**What is asked**
Go through the material and tally the lines containing the string "components". Give the total alone.

**Provided data**

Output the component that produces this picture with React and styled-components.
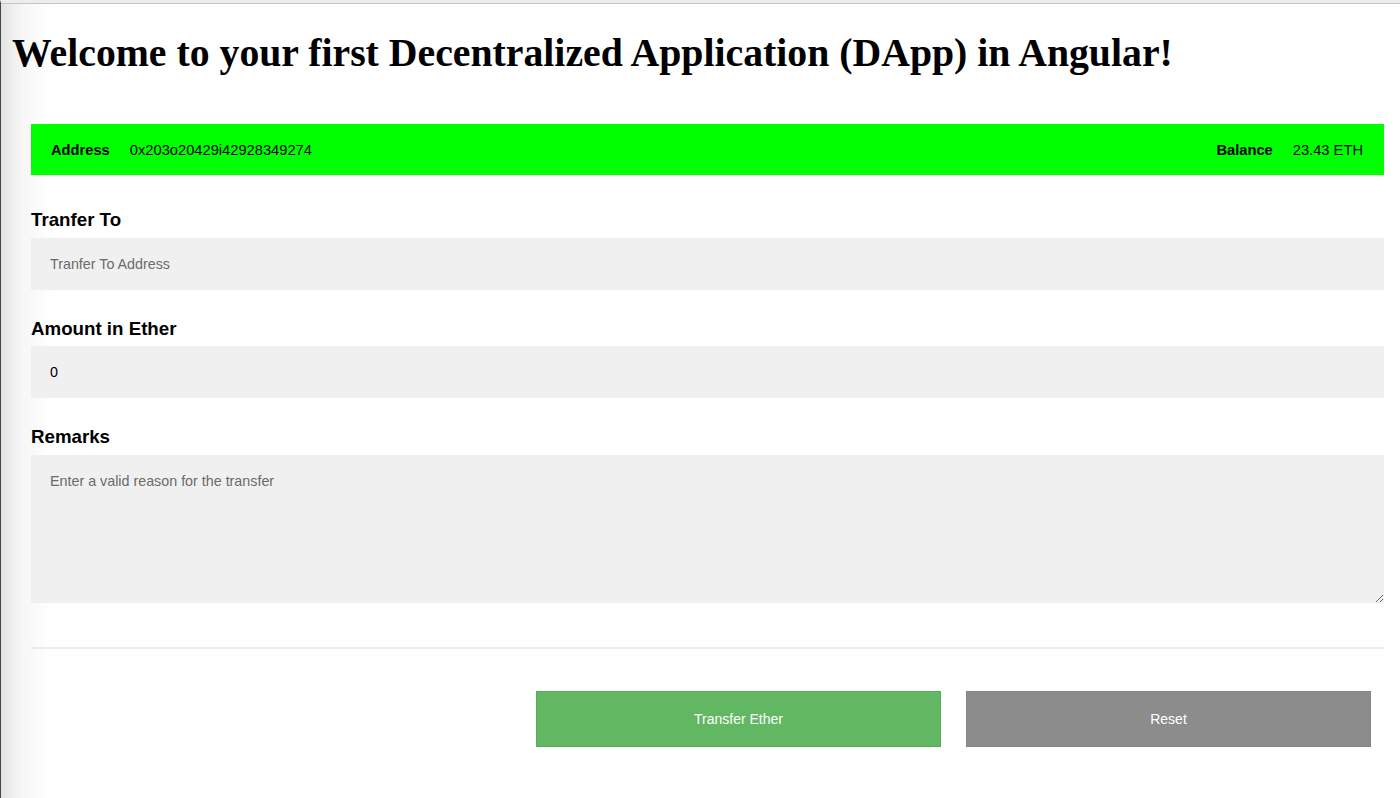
import styled, { createGlobalStyle } from 'styled-components';

const GlobalStyle = createGlobalStyle`
  html, body {
    margin: 0;
    padding: 0;
    background: #ffffff;
  }
`;

const Frame = styled.div`
  min-height: 798px;
  box-sizing: border-box;
  border-top: 3px solid #ededed;
  border-left: 1px solid #3f4852;
  background: linear-gradient(to right, #e4e4e4 0px, #f6f6f6 20px, #ffffff 50px);

  &::before {
    content: '';
    display: block;
    height: 1px;
    background: #c4c4c4;
  }
`;

const Title = styled.h1`
  margin: 26px 0 0 11px;
  font-family: 'Liberation Serif', 'Times New Roman', serif;
  font-weight: 700;
  font-size: 39.75px;
  line-height: 46px;
  color: #000;
`;

const Content = styled.div`
  padding: 0 16px 0 30px;
  margin-top: 48px;
  font-family: 'Liberation Sans', Arial, sans-serif;
`;

const AccountBar = styled.div`
  display: flex;
  align-items: center;
  justify-content: space-between;
  height: 51px;
  padding: 0 21px 0 20px;
  background: #00ff00;
  font-size: 14.7px;
  color: #000;
`;

const Pair = styled.div`
  display: flex;
  align-items: center;
  gap: 20px;
`;

const Key = styled.span`
  font-weight: 700;
`;

const Label = styled.h3`
  margin: ${(p) => (p.$first ? '34px' : '28px')} 0 7px;
  font-size: 18.72px;
  font-weight: 700;
  line-height: 21.5px;
  color: #000;
`;

const Input = styled.input`
  display: block;
  width: 100%;
  height: 52px;
  box-sizing: border-box;
  border: none;
  outline: none;
  padding: 0 19px;
  background: #f0f0f0;
  font-family: 'Liberation Sans', Arial, sans-serif;
  font-size: 14.3px;
  color: #000;

  &::placeholder {
    color: #6b6b6b;
  }
`;

const TextArea = styled.textarea`
  display: block;
  width: 100%;
  height: 148px;
  box-sizing: border-box;
  border: none;
  outline: none;
  padding: 18px 19px;
  background: #f0f0f0;
  font-family: 'Liberation Sans', Arial, sans-serif;
  font-size: 14.3px;
  color: #000;

  &::placeholder {
    color: #6b6b6b;
  }
`;

const Divider = styled.hr`
  margin: 44px 0 0;
  border: none;
  height: 2px;
  background: #ebebeb;
`;

const Actions = styled.div`
  display: flex;
  justify-content: flex-end;
  gap: 25px;
  padding: 42px 13px 0 0;
`;

const Button = styled.button`
  width: 405px;
  height: 56px;
  box-sizing: border-box;
  border: 1px solid ${(p) => (p.$variant === 'primary' ? '#57ad57' : '#858585')};
  background: ${(p) => (p.$variant === 'primary' ? '#62b762' : '#8c8c8c')};
  color: #ffffff;
  font-family: 'Liberation Sans', Arial, sans-serif;
  font-size: 14px;
  cursor: pointer;
`;

export default function App() {
  return (
    <>
      <GlobalStyle />
      <Frame>
        <Title>Welcome to your first Decentralized Application (DApp) in Angular!</Title>
        <Content>
          <AccountBar>
            <Pair>
              <Key>Address</Key>
              <span>0x203o20429i42928349274</span>
            </Pair>
            <Pair>
              <Key>Balance</Key>
              <span>23.43 ETH</span>
            </Pair>
          </AccountBar>

          <Label $first>Tranfer To</Label>
          <Input type="text" placeholder="Tranfer To Address" />

          <Label>Amount in Ether</Label>
          <Input type="number" defaultValue="0" />

          <Label>Remarks</Label>
          <TextArea placeholder="Enter a valid reason for the transfer" />

          <Divider />

          <Actions>
            <Button type="button" $variant="primary">Transfer Ether</Button>
            <Button type="button">Reset</Button>
          </Actions>
        </Content>
      </Frame>
    </>
  );
}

**Complete answer**
2